■ Set task
From the entries that follow, gather each line holding the word "Clone".
-- START OF Supplied records --
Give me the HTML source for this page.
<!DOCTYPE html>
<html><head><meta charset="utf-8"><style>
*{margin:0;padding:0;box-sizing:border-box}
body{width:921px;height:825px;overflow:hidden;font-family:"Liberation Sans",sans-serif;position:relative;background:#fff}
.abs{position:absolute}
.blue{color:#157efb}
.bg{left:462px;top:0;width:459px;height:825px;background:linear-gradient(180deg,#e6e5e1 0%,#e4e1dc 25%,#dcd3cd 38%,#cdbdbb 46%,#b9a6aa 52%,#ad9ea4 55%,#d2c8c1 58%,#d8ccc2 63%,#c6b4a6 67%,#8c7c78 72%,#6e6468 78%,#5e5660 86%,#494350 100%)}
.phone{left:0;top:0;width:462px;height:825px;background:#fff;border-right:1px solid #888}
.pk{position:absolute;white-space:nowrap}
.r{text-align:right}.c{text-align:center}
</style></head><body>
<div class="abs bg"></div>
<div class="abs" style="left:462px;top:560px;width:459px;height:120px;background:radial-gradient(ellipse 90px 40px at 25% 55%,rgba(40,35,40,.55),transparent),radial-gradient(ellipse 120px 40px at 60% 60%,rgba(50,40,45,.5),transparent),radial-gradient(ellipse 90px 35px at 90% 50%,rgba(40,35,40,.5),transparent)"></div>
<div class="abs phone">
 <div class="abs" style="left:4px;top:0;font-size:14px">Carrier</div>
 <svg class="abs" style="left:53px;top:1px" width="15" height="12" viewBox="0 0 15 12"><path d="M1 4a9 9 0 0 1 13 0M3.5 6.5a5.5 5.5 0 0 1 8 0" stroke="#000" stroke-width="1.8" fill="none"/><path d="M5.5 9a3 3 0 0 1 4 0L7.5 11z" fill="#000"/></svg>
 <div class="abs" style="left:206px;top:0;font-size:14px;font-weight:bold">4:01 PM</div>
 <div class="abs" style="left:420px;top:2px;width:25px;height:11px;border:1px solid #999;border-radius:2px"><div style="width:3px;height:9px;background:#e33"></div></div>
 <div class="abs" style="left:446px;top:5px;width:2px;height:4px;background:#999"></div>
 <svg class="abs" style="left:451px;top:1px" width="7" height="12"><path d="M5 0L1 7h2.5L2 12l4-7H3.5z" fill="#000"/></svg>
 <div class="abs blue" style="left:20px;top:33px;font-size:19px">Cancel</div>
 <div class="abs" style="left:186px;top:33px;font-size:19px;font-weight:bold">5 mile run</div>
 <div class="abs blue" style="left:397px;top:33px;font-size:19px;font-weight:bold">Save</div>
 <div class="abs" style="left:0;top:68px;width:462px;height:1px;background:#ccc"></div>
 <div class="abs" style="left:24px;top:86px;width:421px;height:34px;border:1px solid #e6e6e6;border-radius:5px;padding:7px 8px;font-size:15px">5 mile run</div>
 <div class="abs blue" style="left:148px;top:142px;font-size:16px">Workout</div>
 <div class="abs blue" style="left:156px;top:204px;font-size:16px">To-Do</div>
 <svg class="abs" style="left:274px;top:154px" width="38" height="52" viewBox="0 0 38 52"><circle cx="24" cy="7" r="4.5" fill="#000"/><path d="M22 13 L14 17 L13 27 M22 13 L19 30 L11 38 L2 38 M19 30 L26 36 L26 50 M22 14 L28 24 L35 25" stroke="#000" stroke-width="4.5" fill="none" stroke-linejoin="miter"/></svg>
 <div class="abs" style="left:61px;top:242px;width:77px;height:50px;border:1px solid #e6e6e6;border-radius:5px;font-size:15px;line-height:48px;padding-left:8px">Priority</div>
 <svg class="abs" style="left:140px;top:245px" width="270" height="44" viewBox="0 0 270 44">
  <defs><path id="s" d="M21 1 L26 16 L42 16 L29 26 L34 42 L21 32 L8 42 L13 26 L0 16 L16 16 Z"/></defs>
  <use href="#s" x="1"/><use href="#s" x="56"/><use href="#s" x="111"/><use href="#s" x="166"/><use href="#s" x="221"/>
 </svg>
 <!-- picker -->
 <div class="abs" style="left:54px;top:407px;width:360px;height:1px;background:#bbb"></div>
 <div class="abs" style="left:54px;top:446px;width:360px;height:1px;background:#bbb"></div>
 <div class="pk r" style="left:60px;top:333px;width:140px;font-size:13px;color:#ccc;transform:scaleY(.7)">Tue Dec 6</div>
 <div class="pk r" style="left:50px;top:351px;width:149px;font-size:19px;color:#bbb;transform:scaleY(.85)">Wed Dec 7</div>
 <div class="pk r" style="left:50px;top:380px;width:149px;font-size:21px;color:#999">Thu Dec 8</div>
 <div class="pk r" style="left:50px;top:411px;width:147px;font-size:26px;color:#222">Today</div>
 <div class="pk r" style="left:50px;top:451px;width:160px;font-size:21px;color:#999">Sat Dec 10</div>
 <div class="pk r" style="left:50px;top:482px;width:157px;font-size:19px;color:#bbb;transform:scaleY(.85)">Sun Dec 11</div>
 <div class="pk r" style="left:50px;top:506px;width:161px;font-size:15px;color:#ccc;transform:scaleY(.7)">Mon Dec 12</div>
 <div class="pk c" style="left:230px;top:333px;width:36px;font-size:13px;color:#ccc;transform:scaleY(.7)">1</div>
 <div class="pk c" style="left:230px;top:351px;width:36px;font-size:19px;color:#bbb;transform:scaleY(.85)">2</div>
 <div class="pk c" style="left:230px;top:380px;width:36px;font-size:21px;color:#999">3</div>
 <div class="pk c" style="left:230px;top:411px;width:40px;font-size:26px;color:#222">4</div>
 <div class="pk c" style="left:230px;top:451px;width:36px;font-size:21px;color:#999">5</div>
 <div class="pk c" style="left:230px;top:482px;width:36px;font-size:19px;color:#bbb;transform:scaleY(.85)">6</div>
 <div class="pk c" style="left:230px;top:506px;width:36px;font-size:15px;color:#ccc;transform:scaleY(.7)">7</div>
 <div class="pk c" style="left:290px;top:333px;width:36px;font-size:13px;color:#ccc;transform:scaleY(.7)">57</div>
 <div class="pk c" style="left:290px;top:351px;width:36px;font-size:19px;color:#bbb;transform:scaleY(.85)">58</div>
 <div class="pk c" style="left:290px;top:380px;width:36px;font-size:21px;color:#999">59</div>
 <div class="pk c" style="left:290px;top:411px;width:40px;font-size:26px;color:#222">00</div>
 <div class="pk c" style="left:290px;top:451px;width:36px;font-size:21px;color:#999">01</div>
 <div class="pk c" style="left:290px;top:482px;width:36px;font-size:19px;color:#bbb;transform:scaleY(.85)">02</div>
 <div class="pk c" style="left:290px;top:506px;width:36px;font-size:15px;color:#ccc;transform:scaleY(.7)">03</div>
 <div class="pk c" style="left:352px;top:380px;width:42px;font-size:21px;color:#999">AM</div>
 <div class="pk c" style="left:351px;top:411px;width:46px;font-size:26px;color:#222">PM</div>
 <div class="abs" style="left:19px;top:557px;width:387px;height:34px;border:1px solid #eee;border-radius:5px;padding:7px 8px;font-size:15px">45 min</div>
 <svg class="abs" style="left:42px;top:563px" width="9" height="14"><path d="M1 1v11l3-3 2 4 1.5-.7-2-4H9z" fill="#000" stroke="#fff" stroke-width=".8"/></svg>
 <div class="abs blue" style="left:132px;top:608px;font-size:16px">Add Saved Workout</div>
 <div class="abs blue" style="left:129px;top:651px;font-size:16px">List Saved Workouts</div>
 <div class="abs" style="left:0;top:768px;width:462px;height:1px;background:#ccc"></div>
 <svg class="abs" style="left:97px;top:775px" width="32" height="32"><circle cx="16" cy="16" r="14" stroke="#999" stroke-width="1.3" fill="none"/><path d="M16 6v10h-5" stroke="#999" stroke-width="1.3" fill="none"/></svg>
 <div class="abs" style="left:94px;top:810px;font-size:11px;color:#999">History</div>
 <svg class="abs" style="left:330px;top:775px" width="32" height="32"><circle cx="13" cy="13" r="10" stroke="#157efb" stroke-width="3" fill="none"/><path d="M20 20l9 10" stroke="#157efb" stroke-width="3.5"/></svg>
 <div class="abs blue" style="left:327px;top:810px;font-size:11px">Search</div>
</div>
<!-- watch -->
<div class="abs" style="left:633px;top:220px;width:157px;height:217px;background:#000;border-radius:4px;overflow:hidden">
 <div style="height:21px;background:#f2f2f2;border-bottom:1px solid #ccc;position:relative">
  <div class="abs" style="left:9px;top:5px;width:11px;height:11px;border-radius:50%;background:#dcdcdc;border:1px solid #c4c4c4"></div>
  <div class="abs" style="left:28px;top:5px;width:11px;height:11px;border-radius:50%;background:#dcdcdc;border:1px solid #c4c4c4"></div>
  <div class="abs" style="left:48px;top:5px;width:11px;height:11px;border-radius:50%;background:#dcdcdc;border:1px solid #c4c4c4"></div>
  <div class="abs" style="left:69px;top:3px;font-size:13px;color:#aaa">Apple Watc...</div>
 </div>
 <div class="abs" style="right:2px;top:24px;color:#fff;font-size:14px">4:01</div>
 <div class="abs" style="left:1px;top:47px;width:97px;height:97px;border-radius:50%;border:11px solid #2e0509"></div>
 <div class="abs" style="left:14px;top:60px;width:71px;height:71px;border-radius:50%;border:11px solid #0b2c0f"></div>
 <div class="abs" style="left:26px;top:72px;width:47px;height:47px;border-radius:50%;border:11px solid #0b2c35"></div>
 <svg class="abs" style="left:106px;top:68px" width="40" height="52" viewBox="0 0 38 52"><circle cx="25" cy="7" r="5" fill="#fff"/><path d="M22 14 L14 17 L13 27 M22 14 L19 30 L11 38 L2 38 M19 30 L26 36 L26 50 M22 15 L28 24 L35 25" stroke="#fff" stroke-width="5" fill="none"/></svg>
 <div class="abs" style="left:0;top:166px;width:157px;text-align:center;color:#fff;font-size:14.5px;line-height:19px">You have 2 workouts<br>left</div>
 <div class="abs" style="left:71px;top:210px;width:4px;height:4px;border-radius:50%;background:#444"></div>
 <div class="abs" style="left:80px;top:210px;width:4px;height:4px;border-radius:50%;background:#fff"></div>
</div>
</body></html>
-- END OF Supplied records --
-- START OF Supplied records --
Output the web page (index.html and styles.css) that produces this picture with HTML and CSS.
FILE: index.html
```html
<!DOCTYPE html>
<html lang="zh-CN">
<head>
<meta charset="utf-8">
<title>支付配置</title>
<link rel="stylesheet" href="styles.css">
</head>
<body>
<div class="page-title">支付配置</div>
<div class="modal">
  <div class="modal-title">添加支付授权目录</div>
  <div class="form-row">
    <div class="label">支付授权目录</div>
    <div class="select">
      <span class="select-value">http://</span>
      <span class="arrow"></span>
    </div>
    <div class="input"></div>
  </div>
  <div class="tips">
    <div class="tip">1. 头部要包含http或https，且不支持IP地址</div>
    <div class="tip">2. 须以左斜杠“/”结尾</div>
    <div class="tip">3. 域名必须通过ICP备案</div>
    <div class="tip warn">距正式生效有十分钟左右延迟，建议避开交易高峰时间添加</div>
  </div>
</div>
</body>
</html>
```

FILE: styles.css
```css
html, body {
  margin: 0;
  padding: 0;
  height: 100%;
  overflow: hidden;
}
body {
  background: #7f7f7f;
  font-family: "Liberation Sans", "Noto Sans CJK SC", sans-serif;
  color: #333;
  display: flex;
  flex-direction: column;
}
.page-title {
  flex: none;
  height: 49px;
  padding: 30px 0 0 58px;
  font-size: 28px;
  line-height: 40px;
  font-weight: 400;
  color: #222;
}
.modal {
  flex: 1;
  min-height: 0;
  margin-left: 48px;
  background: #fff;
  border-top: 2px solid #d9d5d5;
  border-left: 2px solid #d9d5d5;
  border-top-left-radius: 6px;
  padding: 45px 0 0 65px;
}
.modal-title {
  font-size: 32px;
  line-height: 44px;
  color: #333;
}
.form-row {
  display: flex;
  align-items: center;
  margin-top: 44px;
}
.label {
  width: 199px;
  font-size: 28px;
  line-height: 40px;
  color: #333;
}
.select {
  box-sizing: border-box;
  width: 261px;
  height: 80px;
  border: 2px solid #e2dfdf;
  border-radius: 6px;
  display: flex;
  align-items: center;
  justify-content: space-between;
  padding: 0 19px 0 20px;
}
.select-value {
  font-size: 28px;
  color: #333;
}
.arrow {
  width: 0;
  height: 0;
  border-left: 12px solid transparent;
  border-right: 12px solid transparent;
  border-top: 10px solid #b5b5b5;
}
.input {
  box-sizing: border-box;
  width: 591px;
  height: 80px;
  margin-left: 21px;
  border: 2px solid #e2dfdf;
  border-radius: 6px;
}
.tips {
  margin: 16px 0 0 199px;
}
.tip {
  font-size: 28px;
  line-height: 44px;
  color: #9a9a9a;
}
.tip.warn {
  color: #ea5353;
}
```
-- END OF Supplied records --
-- START OF Supplied records --
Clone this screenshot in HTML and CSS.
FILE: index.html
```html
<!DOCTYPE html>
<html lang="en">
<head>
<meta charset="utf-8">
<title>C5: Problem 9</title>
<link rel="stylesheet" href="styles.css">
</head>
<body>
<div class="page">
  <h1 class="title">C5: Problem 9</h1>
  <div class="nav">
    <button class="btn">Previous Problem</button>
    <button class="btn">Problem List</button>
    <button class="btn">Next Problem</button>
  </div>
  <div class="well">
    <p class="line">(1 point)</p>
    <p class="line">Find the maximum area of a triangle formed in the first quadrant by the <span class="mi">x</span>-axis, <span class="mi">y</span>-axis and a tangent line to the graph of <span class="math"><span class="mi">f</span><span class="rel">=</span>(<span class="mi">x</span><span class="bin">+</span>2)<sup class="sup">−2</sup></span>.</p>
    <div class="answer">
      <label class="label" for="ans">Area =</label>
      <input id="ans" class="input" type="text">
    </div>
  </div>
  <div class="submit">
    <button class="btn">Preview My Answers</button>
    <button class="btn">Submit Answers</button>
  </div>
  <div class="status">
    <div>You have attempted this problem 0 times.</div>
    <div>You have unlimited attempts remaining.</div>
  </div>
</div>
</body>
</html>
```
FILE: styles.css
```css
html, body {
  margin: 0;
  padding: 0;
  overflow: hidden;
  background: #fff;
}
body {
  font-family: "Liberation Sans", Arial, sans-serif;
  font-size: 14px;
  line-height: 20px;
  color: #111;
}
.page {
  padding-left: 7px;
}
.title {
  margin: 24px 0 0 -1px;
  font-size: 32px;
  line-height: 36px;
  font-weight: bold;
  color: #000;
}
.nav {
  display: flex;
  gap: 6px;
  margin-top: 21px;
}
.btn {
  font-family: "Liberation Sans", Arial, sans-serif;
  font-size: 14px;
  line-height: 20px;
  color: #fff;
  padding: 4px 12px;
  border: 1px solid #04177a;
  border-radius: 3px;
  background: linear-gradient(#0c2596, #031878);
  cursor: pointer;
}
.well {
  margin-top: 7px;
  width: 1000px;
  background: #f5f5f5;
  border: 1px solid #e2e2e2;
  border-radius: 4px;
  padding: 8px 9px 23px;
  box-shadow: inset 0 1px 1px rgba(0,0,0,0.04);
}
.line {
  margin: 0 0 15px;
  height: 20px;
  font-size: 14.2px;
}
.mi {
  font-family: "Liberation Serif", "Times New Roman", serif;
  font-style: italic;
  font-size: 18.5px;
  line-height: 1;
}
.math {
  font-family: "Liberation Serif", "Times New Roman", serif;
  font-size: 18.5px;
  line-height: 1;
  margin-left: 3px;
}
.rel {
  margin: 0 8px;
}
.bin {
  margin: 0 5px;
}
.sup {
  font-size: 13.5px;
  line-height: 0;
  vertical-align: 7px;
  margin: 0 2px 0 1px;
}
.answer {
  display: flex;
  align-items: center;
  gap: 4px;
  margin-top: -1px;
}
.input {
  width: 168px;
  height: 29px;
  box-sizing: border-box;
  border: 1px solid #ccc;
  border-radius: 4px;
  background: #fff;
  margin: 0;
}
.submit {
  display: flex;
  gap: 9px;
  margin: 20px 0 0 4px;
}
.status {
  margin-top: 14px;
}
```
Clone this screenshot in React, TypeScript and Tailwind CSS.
-- END OF Supplied records --
■ Result for this exercise
Clone this screenshot in HTML and CSS.
Clone this screenshot in React, TypeScript and Tailwind CSS.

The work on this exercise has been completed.